Let $\mathcal{E}$ be a complete and cocomplete category. Given a functor $i: \mathcal{C} \to \mathcal{D}$ between small categories, there is a triple of adjoint functors between their respective categories of presheaves with values in $\mathcal{E}$: $$Lan_i =: i_!: [\mathcal{C}, \mathcal{E}] \to [\mathcal{D}, \mathcal{E}]$$ $$(-)\circ i =: i^\ast: [\mathcal{D}, \mathcal{E}] \to [\mathcal{C}, \mathcal{E}]$$ $$Ran_i =: i_\ast: [\mathcal{C}, \mathcal{E}] \to [\mathcal{D}, \mathcal{E}]$$
Suppose we are further given functors $p: \mathcal{C} \to \mathcal{C}$ and $q: \mathcal{D} \to \mathcal{D}$ such that $i \circ p = q \circ i$. It is then obvious that $p^\ast \circ i^\ast\simeq i^\ast \circ q^\ast$. Using the unit $\mathrm{id}_\mathcal{C} \to i^\ast \circ i_!$ and counit $i_! \circ i^\ast \to \mathrm{id}_\mathcal{D}$ of the first adjunction, we obtain a natural transformation of functors $\mathcal{C} \to \mathcal{D}$: $$i_! \circ p^\ast \to i_! \circ p^\ast \circ i^\ast \circ i_! \simeq i_! \circ i^\ast \circ q^\ast \circ i_! \to q^\ast \circ i_!$$ Is this a natural isomorphism in general? What about if $i$ is fully faithful (in which case the unit $\mathrm{id}_\mathcal{C} \to i^\ast \circ i_!$ is a natural isomorphism)?
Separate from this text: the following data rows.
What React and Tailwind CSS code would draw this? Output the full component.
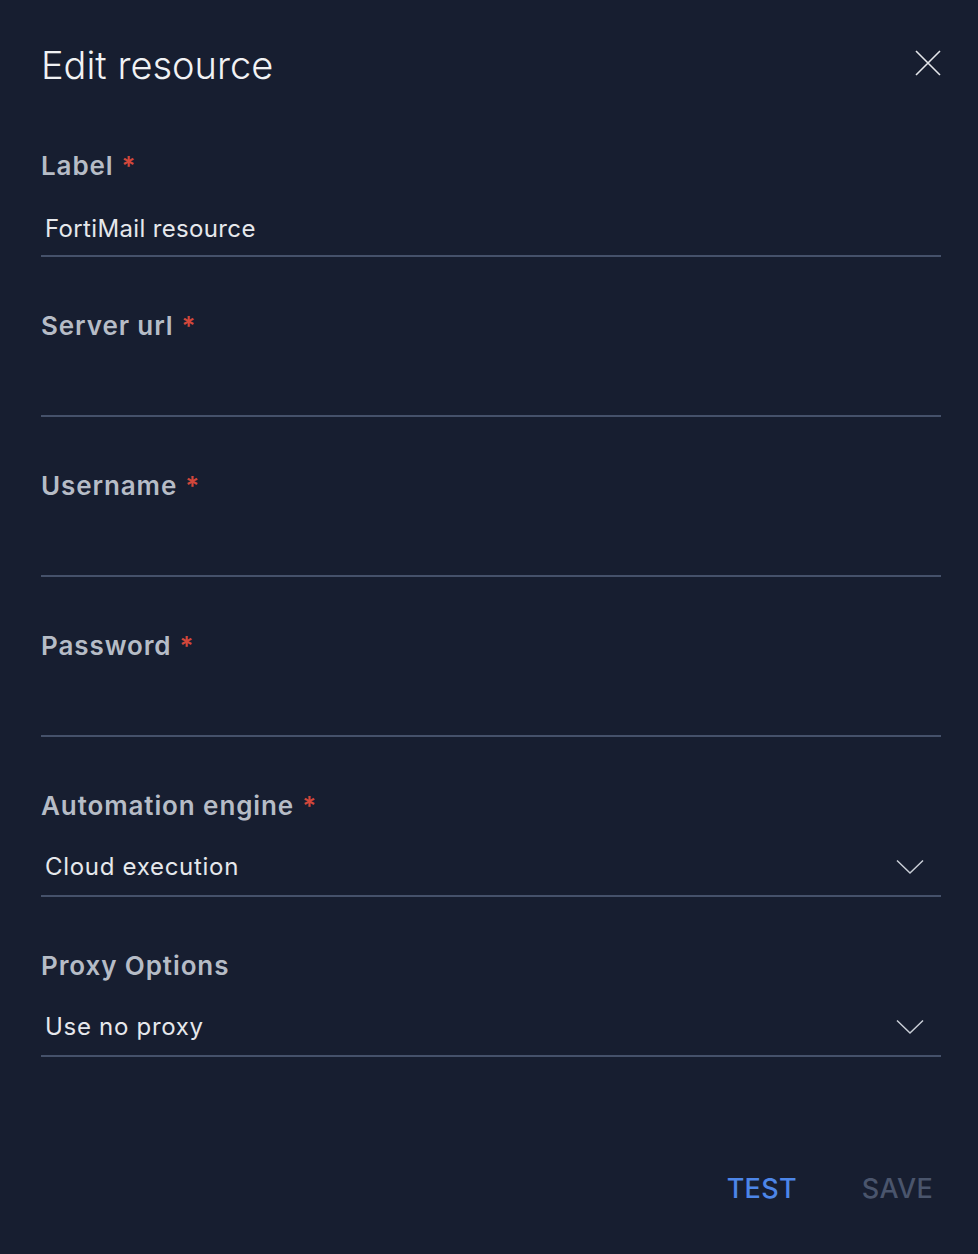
import { useState } from 'react';

const fields = [
  { name: 'label', label: 'Label', required: true, value: 'FortiMail resource' },
  { name: 'url', label: 'Server url', required: true, value: '' },
  { name: 'username', label: 'Username', required: true, value: '' },
  { name: 'password', label: 'Password', required: true, value: '' },
  { name: 'engine', label: 'Automation engine', required: true, value: 'Cloud execution', select: true },
  { name: 'proxy', label: 'Proxy Options', required: false, value: 'Use no proxy', select: true },
];

const Chevron = () => (
  <svg width="28" height="16" viewBox="0 0 28 16" fill="none" className="text-[#c9ced6]">
    <path d="M1 1.5 L14 14 L27 1.5" stroke="currentColor" strokeWidth="1.5" />
  </svg>
);

const Field = ({ field, first }) => {
  const [value, setValue] = useState(field.value);

  return (
    <div className={first ? 'mt-[61px]' : 'mt-[53px]'}>
      <div className="h-8 leading-8 text-[26px] font-semibold tracking-[0.9px] text-[#b6bcc6]">
        {field.label}
        {field.required && <span className="ml-2 text-[#d2473b]">*</span>}
      </div>
      {field.select ? (
        <div className="h-[75px] flex items-end pb-[12px] border-b-2 border-[#45516a]">
          <div className="flex w-full items-center justify-between pl-1 pr-[17px]">
            <span className="h-8 leading-8 text-[24px] tracking-[0.7px] text-[#e6e8ec]">{value}</span>
            <Chevron />
          </div>
        </div>
      ) : (
        <div className="h-[75px] flex items-end pb-[10px] border-b-2 border-[#45516a]">
          <input
            value={value}
            onChange={(e) => setValue(e.target.value)}
            className="w-full h-8 pl-1 bg-transparent outline-none text-[24px] tracking-[0.35px] text-[#e6e8ec]"
          />
        </div>
      )}
    </div>
  );
};

const App = () => {
  return (
    <div
      className="min-h-[1254px] w-full bg-[#171e30] pl-[41px] pr-[37px] pt-[41px]"
      style={{ fontFamily: 'Inter, "Noto Sans", sans-serif' }}
    >
      <div className="flex items-center justify-between h-12">
        <h1 className="text-[38px] leading-[48px] font-light text-[#f1f2f4]">Edit resource</h1>
        <button className="-mt-1 text-[#e4e6ea]">
          <svg width="26" height="26" viewBox="0 0 26 26" fill="none">
            <path d="M1 1 L25 25 M25 1 L1 25" stroke="currentColor" strokeWidth="1.6" />
          </svg>
        </button>
      </div>

      {fields.map((f, i) => (
        <Field key={f.name} field={f} first={i === 0} />
      ))}

      <div className="mt-[116px] flex justify-end gap-[65px] pr-[8px]">
        <button className="h-8 leading-8 text-[27px] font-medium tracking-[0.3px] text-[#4d86e8]">TEST</button>
        <button className="h-8 leading-8 text-[27px] font-medium tracking-[0.3px] text-[#4a556c]">SAVE</button>
      </div>
    </div>
  );
};

export default App;
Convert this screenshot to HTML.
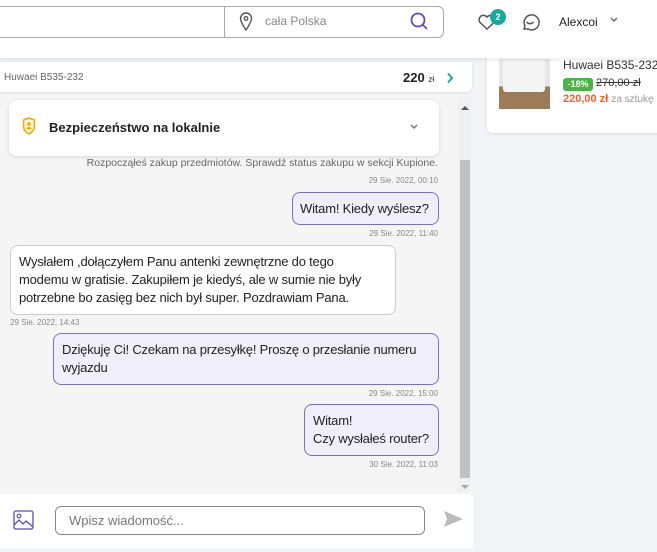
<!DOCTYPE html>
<html><head><meta charset="utf-8"><style>
*{box-sizing:border-box;margin:0;padding:0}
body{width:657px;height:552px;overflow:hidden;background:#f2f4f8;font-family:"Liberation Sans","DejaVu Sans",sans-serif;position:relative;color:#222}
.a{position:absolute}
.hdr{left:0;top:0;width:657px;height:58px;background:#fff;box-shadow:0 2px 4px rgba(0,0,0,.08);z-index:5}
.z{z-index:6}
.srch{left:-10px;top:6px;width:454px;height:32px;border:1px solid #aaa;border-radius:6px;background:#fff}
.ts{font-size:8px;color:#888}
.bub{border:1px solid #7b6fc4;background:#efeefa;border-radius:8px;font-size:13px;line-height:18px;padding:7px 8px;color:#222;white-space:nowrap;letter-spacing:-0.2px}
</style></head><body>
<div class="a hdr"></div>
<div class="a srch z"></div>
<div class="a z" style="left:224px;top:7px;width:1px;height:30px;background:#aaa"></div>
<svg class="a z" style="left:239px;top:12px" width="14" height="19" viewBox="0 0 14 19"><path d="M7 18C3 12 1.5 9 1.5 6.5a5.5 5.5 0 0 1 11 0C12.5 9 11 12 7 18z" fill="none" stroke="#555" stroke-width="1.4"/><circle cx="7" cy="6.5" r="1.8" fill="none" stroke="#555" stroke-width="1.3"/></svg>
<div class="a z" style="left:265px;top:14px;font-size:12px;color:#888">cała Polska</div>
<svg class="a z" style="left:409px;top:11px" width="20" height="20" viewBox="0 0 20 20"><circle cx="9" cy="9" r="6.5" fill="none" stroke="#5a4cc0" stroke-width="1.8"/><path d="M13.5 13.5L18 18" stroke="#5a4cc0" stroke-width="1.8"/></svg>
<svg class="a z" style="left:477px;top:13px" width="20" height="18" viewBox="0 0 20 18"><path d="M10 16L3 9.5A4 4 0 0 1 10 4a4 4 0 0 1 7 5.5z" fill="none" stroke="#555" stroke-width="1.5"/></svg>
<div class="a z" style="left:490px;top:9px;width:16px;height:16px;border-radius:50%;background:#1aa7a0;color:#fff;font-size:9px;font-weight:bold;text-align:center;line-height:16px">2</div>
<svg class="a z" style="left:520px;top:12px" width="20" height="20" viewBox="0 0 20 20"><path d="M4 17L5 14A7.5 7.5 0 1 1 8 17z" fill="none" stroke="#555" stroke-width="1.5"/><path d="M6.5 10q3.5 3.5 7 0" fill="none" stroke="#555" stroke-width="1.5"/></svg>
<div class="a z" style="left:559px;top:15px;font-size:12px;color:#222">Alexcoi</div>
<svg class="a z" style="left:609px;top:16px" width="10" height="8" viewBox="0 0 10 8"><path d="M2 2l3 3 3-3" fill="none" stroke="#666" stroke-width="1.4"/></svg>

<div class="a" style="left:0;top:62px;width:472px;height:30px;background:#fff;border-radius:0 0 6px 0;box-shadow:0 1px 3px rgba(0,0,0,.08)"></div>
<div class="a" style="left:4px;top:72px;font-size:10px;color:#666">Huwaei B535-232</div>
<div class="a" style="left:403px;top:70px;font-size:13px;font-weight:bold;color:#222">220 <span style="font-size:8px;font-weight:normal">zł</span></div>
<svg class="a" style="left:446px;top:72px" width="8" height="12" viewBox="0 0 8 12"><path d="M2 1.5l4 4.5-4 4.5" fill="none" stroke="#1aa7a0" stroke-width="2"/></svg>

<div class="a" style="left:0;top:95px;width:472px;height:398px;background:#f5f5f5"></div>
<div class="a" style="left:458px;top:97px;width:13px;height:395px;background:#f0f0f0"></div>
<div class="a" style="left:460px;top:160px;width:10px;height:318px;background:#c1c1c1"></div>
<div class="a" style="left:461px;top:106px;width:0;height:0;border-left:4px solid transparent;border-right:4px solid transparent;border-bottom:4px solid #555"></div>
<div class="a" style="left:461px;top:485px;width:0;height:0;border-left:4px solid transparent;border-right:4px solid transparent;border-top:4px solid #aaa"></div>

<div class="a" style="left:9px;top:100px;width:430px;height:56px;background:#fff;border-radius:8px;box-shadow:0 1px 4px rgba(0,0,0,.12)"></div>
<svg class="a" style="left:22px;top:117px" width="14" height="18" viewBox="0 0 14 18"><path d="M7 1L1.5 3v5.5C1.5 12.5 4 15.5 7 17c3-1.5 5.5-4.5 5.5-8.5V3z" fill="#fff4d6" stroke="#f4a800" stroke-width="1.5"/><circle cx="7" cy="7" r="1.8" fill="#f4a800"/><path d="M4 12q3-4 6 0" fill="#f4a800"/></svg>
<div class="a" style="left:49px;top:120px;font-size:13px;font-weight:bold;color:#222">Bezpieczeństwo na lokalnie</div>
<svg class="a" style="left:409px;top:123px" width="10" height="8" viewBox="0 0 10 8"><path d="M2 2l3 3 3-3" fill="none" stroke="#777" stroke-width="1.5"/></svg>

<div class="a" style="right:219px;top:157px;font-size:10.5px;color:#666;white-space:nowrap">Rozpocząłeś zakup przedmiotów. Sprawdź status zakupu w sekcji Kupione.</div>
<div class="a ts" style="right:219px;top:176px">29 Sie. 2022, 00:10</div>
<div class="a bub" style="left:292px;top:192px;width:147px;height:33px;padding:7px 7px">Witam! Kiedy wyślesz?</div>
<div class="a ts" style="right:219px;top:229px">29 Sie. 2022, 11:40</div>
<div class="a bub" style="left:10px;top:245px;width:386px;height:70px;background:#fff;border-color:#ccc">Wysłałem ,dołączyłem Panu antenki zewnętrzne do tego<br>modemu w gratisie. Zakupiłem je kiedyś, ale w sumie nie były<br>potrzebne bo zasięg bez nich był super. Pozdrawiam Pana.</div>
<div class="a ts" style="left:10px;top:318px">29 Sie. 2022, 14:43</div>
<div class="a bub" style="left:53px;top:333px;width:386px;height:52px">Dziękuję Ci! Czekam na przesyłkę! Proszę o przesłanie numeru<br>wyjazdu</div>
<div class="a ts" style="right:219px;top:389px">29 Sie. 2022, 15:00</div>
<div class="a bub" style="left:304px;top:404px;width:135px;height:52px">Witam!<br>Czy wysłałeś router?</div>
<div class="a ts" style="right:219px;top:460px">30 Sie. 2022, 11:03</div>

<div class="a" style="left:0;top:494px;width:473px;height:54px;background:#fff"></div>
<svg class="a" style="left:13px;top:510px" width="21" height="20" viewBox="0 0 21 20"><rect x="1" y="1" width="19" height="18" rx="2" fill="none" stroke="#5a4cc0" stroke-width="1.3"/><circle cx="6" cy="6" r="1.8" fill="none" stroke="#5a4cc0" stroke-width="1.2"/><path d="M1 15l5-5 4 4 3-3 7 6" fill="none" stroke="#5a4cc0" stroke-width="1.3"/></svg>
<div class="a" style="left:55px;top:506px;width:370px;height:29px;border:1px solid #888;border-radius:6px;background:#fff"></div>
<div class="a" style="left:69px;top:513px;font-size:13px;color:#777">Wpisz wiadomość...</div>
<svg class="a" style="left:443px;top:510px" width="21" height="18" viewBox="0 0 21 18"><path d="M1 1l19 8-19 8 3-8z" fill="#bbb"/></svg>

<div class="a" style="left:487px;top:30px;width:180px;height:103px;background:#fff;border-radius:6px;box-shadow:0 1px 4px rgba(0,0,0,.1)"></div>
<div class="a" style="left:499px;top:59px;width:51px;height:50px;background:linear-gradient(#e8e8e8 0 55%,#9c7b5a 55%)"></div>
<div class="a" style="left:503px;top:60px;width:42px;height:32px;background:#f4f4f4;border-radius:3px"></div>
<div class="a" style="left:563px;top:58px;font-size:12px;color:#333;white-space:nowrap">Huwaei B535-232</div>
<div class="a" style="left:563px;top:78px;width:30px;height:13px;background:#4bb543;border-radius:3px;color:#fff;font-size:9px;font-weight:bold;text-align:center;line-height:13px">-18%</div>
<div class="a" style="left:596px;top:77px;font-size:11px;color:#333;text-decoration:line-through;white-space:nowrap">270,00 zł</div>
<div class="a" style="left:563px;top:93px;font-size:11px;color:#ff5a1f;font-weight:bold;white-space:nowrap">220,00 zł <span style="font-weight:normal;color:#999;font-size:10px">za sztukę</span></div>
</body></html>
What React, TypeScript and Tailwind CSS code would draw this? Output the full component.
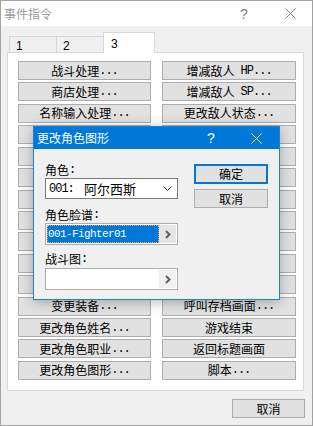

You are asking about the Beck–Chevalley conditions for Kan extensions, which is a fairly non-trivial question. Here is one generic situation where things work. Let $u : \mathcal{A} \to \mathcal{C}$ and $v : \mathcal{B} \to \mathcal{C}$ be functors between small categories, let $(u \downarrow v)$ be the comma category, let $p : (u \downarrow v) \to \mathcal{A}$ and $q : (u \downarrow v) \to \mathcal{B}$ be the projections, and let $\theta : u p \Rightarrow v q$ be the canonical natural transformation. Then, the Beck–Chevalley transformations $$q_! v^* \Rightarrow q_! p^* u^* u_! \Rightarrow q_! q^* v^* u_! \Rightarrow v^* u_!$$ $$u^* v_* \Rightarrow p_* p^* u^* v_* \Rightarrow p_* q^* v^* v_* \Rightarrow p_* q^*$$ are natural isomorphisms. This is Proposition 4.1.19 in my notes.
More generally, there is a notion of exact square, and there is an exact square condition characterising fully faithful functors.